Task to carry out ▸ Which lines below hold the word "TypeScript"? Report each one.
[START]
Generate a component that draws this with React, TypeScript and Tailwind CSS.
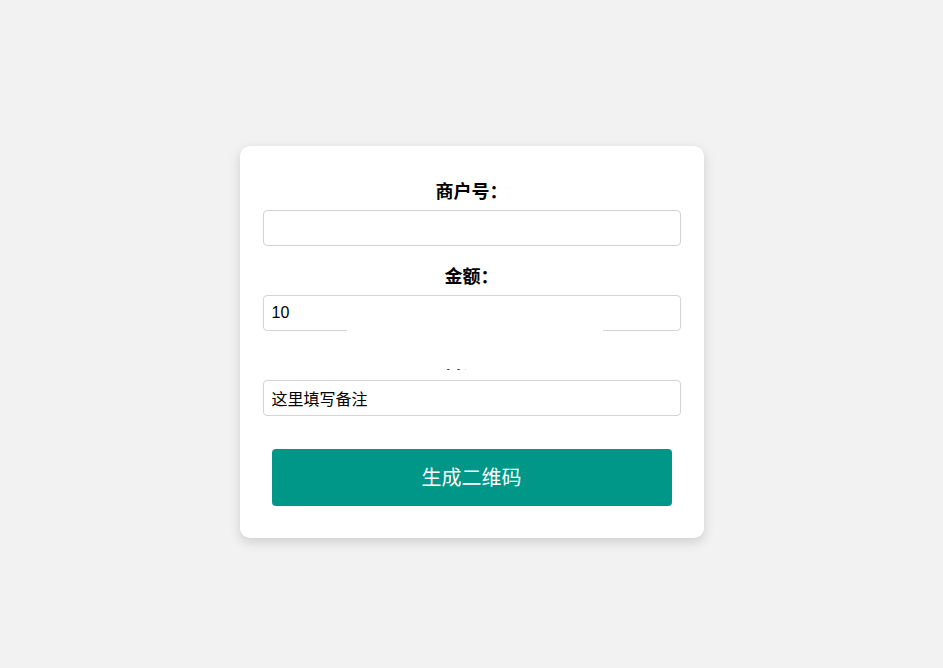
import React from "react";

const font = { fontFamily: '"Liberation Sans", Arial, "Noto Sans CJK SC", sans-serif' };

function Field({ label, value }: { label: string; value: string }) {
  return (
    <div className="flex flex-col">
      <label className="block text-center text-[18px] font-bold leading-[24px] text-black">{label}</label>
      <input
        readOnly
        value={value}
        className="mt-[6px] h-[36px] w-full rounded-[4px] border border-[#d4d4d4] bg-white px-[8px] text-[16px] text-black outline-none"
        style={font}
      />
    </div>
  );
}

export default function App() {
  return (
    <div className="flex min-h-[668px] w-full items-start justify-center bg-[#f2f2f2]" style={font}>
      <div className="relative mt-[146px] w-[464px] rounded-[10px] bg-white px-[23px] pt-[34px] pb-[32px] shadow-[0_4px_12px_rgba(0,0,0,0.15)]">
        <div className="flex flex-col gap-[19px]">
          <Field label="商户号：" value="" />
          <Field label="金额：" value="10" />
          <Field label="备注：" value="这里填写备注" />
        </div>
        <button className="mx-auto mt-[33px] flex h-[57px] w-[400px] items-center justify-center rounded-[4px] bg-[#009688] text-[20px] text-white">
          生成二维码
        </button>
        <div className="absolute left-[107px] top-[183px] h-[40px] w-[256px] bg-white" />
      </div>
    </div>
  );
}
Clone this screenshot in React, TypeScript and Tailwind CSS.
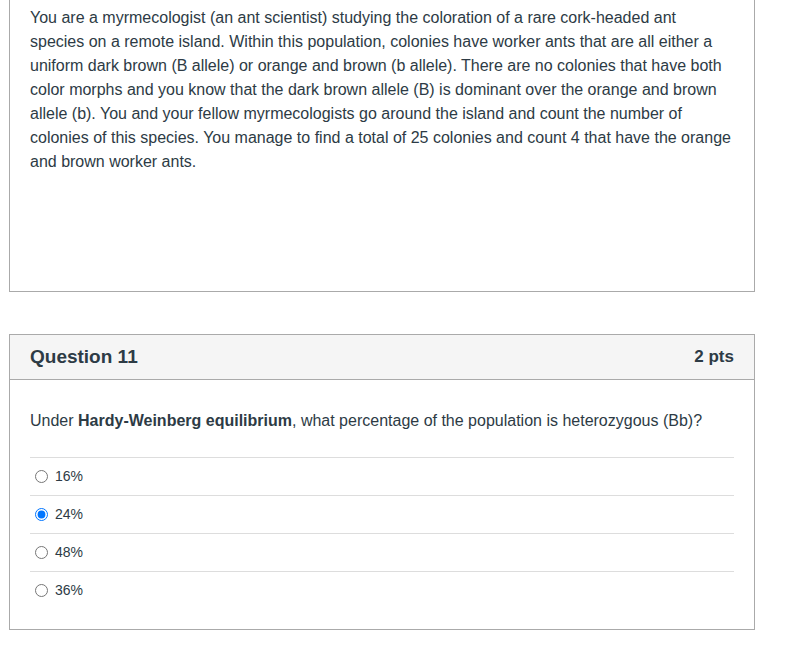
import React from "react";

export default function App() {
  const options = ["16%", "24%", "48%", "36%"];
  return (
    <div className="min-h-[646px] w-[796px] bg-white text-[#2d3b45]" style={{ fontFamily: '"Liberation Sans", Arial, sans-serif' }}>
      <div className="ml-[9px] w-[746px]">
        <div className="h-[292px] border-x border-b border-[#aaaaaa] pl-[20px] pr-[21px] pt-[6px]">
          <p className="text-[16px] leading-[24px]">
            You are a myrmecologist (an ant scientist) studying the coloration of a rare cork-headed ant species on a remote island. Within this population, colonies have worker ants that are all either a uniform dark brown (B allele) or orange and brown (b allele). There are no colonies that have both color morphs and you know that the dark brown allele (B) is dominant over the orange and brown allele (b). You and your fellow myrmecologists go around the island and count the number of colonies of this species. You manage to find a total of 25 colonies and count 4 that have the orange and brown worker ants.
          </p>
        </div>
        <div className="mt-[42px] border border-[#aaaaaa]">
          <div className="flex h-[45px] items-center justify-between border-b border-[#aaaaaa] bg-[#f5f5f5] pl-[20px] pr-[20px]">
            <span className="text-[19px] font-bold">Question 11</span>
            <span className="text-[17px] font-bold">2 pts</span>
          </div>
          <div className="px-[20px] pb-[20px] pt-[29px]">
            <p className="mb-[24px] text-[16px] leading-[24px]">
              Under <b>Hardy-Weinberg equilibrium</b>, what percentage of the population is heterozygous (Bb)?
            </p>
            {options.map((o) => (
              <label key={o} className="flex h-[38px] items-center border-t border-[#dddddd] text-[14px]">
                <input type="radio" name="q11" defaultChecked={o === "24%"} className="ml-[5px] mr-[7px] h-[13px] w-[13px]" />
                <span>{o}</span>
              </label>
            ))}
          </div>
        </div>
      </div>
    </div>
  );
}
[END]
Solution to the exercise ▸
Generate a component that draws this with React, TypeScript and Tailwind CSS.
Clone this screenshot in React, TypeScript and Tailwind CSS.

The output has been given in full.